# SET PROBLEM:
Set down each line of the data below exactly as it stands, dropping the pictures.

# GIVEN MATERIAL:
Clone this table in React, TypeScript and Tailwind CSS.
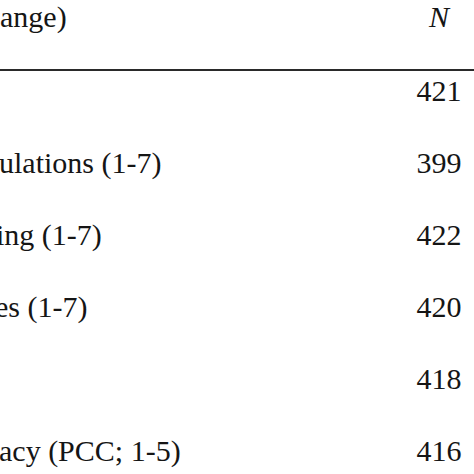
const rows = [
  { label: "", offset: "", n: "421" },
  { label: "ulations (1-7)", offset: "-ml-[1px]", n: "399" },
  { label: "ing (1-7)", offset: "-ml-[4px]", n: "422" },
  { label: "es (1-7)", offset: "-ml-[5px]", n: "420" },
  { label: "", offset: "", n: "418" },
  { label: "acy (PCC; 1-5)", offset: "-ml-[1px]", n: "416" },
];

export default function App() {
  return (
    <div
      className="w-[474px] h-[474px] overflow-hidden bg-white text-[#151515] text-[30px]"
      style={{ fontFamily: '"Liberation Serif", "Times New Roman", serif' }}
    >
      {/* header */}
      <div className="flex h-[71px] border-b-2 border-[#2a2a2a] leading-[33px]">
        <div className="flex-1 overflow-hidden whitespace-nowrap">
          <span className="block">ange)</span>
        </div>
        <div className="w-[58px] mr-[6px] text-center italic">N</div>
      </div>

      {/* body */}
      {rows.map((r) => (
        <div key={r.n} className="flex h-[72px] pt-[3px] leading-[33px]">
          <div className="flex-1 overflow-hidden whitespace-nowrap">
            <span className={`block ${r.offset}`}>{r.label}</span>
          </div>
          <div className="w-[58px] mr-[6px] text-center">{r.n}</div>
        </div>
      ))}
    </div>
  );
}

# TASK RESPONSE:
Clone this table in React, TypeScript and Tailwind CSS.
const rows = [
  { label: "", offset: "", n: "421" },
  { label: "ulations (1-7)", offset: "-ml-[1px]", n: "399" },
  { label: "ing (1-7)", offset: "-ml-[4px]", n: "422" },
  { label: "es (1-7)", offset: "-ml-[5px]", n: "420" },
  { label: "", offset: "", n: "418" },
  { label: "acy (PCC; 1-5)", offset: "-ml-[1px]", n: "416" },
];

export default function App() {
  return (
    <div
      className="w-[474px] h-[474px] overflow-hidden bg-white text-[#151515] text-[30px]"
      style={{ fontFamily: '"Liberation Serif", "Times New Roman", serif' }}
    >
      {/* header */}
      <div className="flex h-[71px] border-b-2 border-[#2a2a2a] leading-[33px]">
        <div className="flex-1 overflow-hidden whitespace-nowrap">
          <span className="block">ange)</span>
        </div>
        <div className="w-[58px] mr-[6px] text-center italic">N</div>
      </div>

      {/* body */}
      {rows.map((r) => (
        <div key={r.n} className="flex h-[72px] pt-[3px] leading-[33px]">
          <div className="flex-1 overflow-hidden whitespace-nowrap">
            <span className={`block ${r.offset}`}>{r.label}</span>
          </div>
          <div className="w-[58px] mr-[6px] text-center">{r.n}</div>
        </div>
      ))}
    </div>
  );
}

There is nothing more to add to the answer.